> _Set exercise_
Tally every line of the listing below that holds "with", then give the tally alone.

> _Data_
** start **

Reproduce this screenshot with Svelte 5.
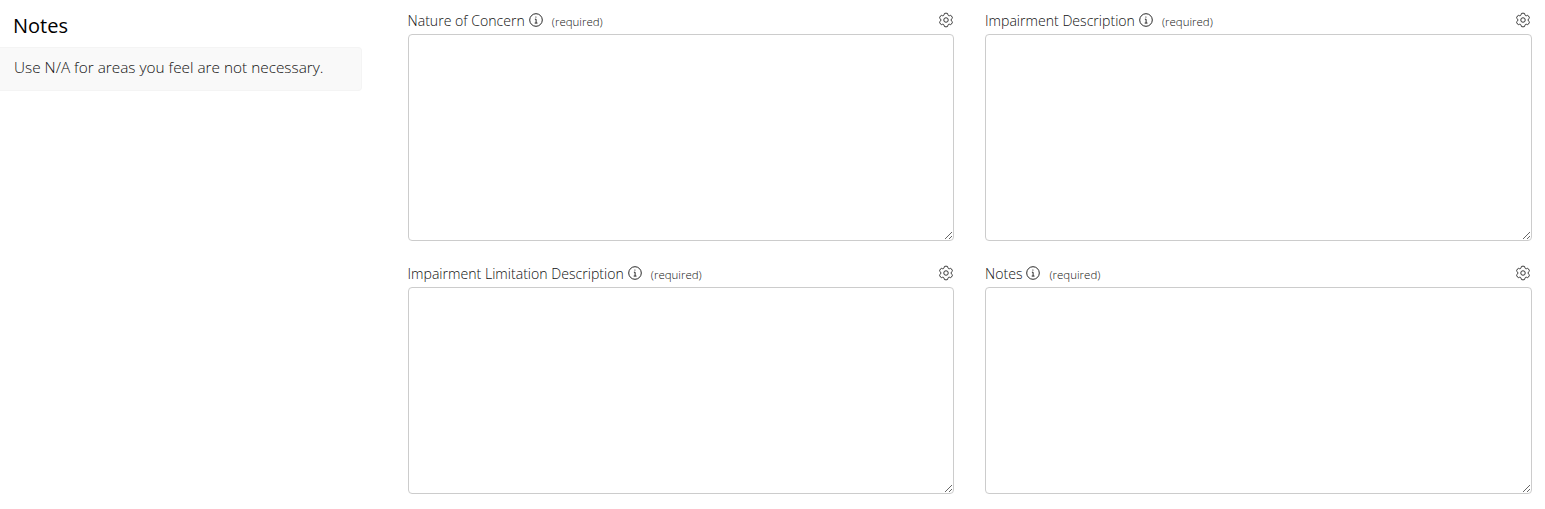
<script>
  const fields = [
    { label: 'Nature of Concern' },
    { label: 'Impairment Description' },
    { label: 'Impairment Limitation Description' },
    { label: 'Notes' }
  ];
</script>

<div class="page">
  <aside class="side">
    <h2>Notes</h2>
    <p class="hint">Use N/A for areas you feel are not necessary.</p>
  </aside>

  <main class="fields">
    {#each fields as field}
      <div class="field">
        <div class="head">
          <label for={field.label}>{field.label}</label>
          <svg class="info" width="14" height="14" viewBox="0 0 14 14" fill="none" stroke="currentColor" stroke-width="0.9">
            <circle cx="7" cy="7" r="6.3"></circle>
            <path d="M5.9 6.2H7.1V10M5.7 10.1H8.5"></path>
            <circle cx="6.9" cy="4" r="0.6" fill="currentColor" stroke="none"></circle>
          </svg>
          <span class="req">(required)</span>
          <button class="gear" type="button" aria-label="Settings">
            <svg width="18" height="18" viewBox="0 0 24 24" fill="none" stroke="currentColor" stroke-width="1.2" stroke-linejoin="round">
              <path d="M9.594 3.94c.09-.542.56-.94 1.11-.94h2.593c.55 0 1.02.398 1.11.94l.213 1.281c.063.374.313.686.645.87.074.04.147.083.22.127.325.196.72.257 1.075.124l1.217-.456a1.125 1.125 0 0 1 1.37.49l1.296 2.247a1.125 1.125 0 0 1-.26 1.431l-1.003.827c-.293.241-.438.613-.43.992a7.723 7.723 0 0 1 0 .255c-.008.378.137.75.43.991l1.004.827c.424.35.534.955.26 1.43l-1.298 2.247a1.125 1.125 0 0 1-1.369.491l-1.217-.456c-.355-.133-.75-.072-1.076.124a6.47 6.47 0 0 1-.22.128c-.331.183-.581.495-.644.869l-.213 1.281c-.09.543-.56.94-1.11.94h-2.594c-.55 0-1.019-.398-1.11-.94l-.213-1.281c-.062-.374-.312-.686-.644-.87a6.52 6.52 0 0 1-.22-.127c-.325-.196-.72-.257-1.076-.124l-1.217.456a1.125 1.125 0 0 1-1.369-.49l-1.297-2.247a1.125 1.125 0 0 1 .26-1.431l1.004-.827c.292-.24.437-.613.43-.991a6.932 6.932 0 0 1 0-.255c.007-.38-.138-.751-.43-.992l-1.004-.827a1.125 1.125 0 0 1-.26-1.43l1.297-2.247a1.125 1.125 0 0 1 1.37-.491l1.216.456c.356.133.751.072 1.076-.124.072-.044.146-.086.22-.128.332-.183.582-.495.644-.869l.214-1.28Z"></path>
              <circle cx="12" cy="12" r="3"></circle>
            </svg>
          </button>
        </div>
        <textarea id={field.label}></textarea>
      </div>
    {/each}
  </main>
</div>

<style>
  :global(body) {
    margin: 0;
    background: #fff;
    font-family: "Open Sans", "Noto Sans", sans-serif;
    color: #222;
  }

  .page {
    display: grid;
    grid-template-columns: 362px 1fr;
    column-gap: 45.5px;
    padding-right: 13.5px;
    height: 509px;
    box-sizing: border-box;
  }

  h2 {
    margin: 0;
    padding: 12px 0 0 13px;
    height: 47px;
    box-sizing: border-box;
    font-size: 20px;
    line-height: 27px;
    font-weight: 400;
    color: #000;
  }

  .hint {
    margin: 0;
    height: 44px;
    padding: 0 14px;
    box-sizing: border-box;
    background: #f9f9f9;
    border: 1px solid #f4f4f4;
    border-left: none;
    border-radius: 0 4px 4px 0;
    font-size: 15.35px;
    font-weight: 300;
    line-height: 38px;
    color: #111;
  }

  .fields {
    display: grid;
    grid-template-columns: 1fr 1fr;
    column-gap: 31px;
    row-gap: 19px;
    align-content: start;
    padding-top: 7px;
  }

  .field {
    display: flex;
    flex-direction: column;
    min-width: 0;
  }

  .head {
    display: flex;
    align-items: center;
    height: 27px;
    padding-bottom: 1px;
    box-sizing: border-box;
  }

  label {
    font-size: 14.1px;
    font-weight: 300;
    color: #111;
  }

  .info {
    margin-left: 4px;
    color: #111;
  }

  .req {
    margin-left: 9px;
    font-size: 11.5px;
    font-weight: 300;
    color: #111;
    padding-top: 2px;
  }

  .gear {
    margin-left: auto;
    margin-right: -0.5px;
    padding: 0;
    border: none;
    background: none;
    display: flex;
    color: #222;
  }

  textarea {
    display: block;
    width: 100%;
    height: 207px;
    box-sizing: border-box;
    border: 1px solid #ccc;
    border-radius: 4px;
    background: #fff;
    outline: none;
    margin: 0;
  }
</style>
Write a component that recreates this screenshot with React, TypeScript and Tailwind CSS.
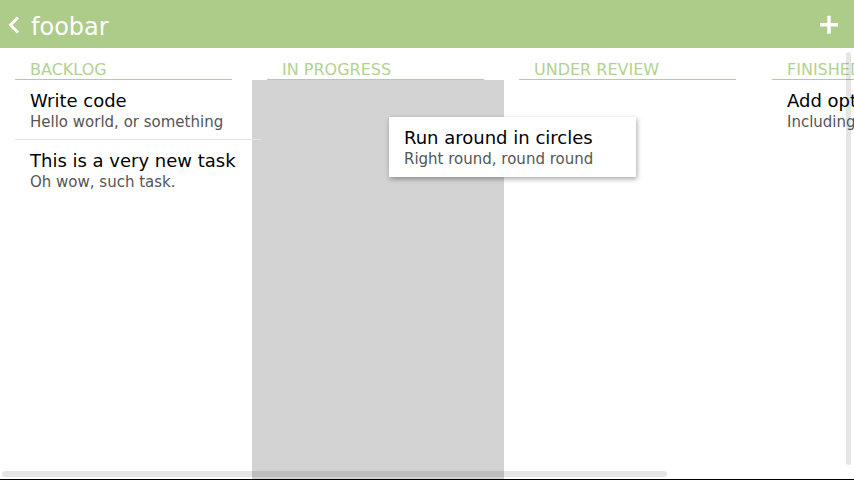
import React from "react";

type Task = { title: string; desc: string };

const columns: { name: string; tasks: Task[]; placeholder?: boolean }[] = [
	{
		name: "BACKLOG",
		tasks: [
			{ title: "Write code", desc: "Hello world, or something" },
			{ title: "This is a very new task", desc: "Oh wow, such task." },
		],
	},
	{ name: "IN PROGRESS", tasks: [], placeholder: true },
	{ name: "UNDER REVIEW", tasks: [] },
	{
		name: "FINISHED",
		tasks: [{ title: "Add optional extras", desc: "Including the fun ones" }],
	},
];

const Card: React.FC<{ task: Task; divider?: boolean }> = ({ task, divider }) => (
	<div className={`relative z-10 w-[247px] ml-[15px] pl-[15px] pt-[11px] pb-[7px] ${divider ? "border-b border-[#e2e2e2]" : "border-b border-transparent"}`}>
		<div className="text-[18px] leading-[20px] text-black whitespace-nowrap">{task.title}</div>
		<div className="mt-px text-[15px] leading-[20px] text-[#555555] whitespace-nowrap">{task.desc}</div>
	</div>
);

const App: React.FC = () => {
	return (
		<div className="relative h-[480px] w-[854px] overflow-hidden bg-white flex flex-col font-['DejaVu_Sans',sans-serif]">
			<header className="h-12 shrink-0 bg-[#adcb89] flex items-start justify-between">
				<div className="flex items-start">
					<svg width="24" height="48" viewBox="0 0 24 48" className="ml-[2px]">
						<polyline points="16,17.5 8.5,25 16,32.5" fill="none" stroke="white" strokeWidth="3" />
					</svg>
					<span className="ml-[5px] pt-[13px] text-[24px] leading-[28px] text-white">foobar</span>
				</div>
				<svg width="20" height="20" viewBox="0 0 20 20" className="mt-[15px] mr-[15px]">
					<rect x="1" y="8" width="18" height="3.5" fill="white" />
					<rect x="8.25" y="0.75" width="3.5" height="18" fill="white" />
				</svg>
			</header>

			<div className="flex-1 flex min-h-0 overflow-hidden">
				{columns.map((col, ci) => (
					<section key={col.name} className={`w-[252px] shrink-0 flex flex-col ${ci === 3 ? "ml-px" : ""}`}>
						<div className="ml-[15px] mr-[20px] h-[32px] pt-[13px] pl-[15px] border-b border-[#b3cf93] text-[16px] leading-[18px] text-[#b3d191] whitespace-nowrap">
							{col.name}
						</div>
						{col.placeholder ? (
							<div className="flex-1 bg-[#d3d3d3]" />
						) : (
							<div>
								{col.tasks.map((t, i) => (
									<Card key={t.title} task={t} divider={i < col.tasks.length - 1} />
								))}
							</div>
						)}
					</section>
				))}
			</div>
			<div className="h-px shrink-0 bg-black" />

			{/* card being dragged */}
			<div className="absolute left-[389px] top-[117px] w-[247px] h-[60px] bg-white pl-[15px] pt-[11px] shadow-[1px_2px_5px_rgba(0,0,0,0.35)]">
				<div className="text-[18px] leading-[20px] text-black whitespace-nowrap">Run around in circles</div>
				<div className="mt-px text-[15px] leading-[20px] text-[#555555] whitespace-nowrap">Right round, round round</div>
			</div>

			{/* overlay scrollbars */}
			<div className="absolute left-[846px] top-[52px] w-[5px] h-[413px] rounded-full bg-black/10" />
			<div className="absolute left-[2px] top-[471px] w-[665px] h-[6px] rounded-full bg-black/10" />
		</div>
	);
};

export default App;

** end **

> _Finished answer_
2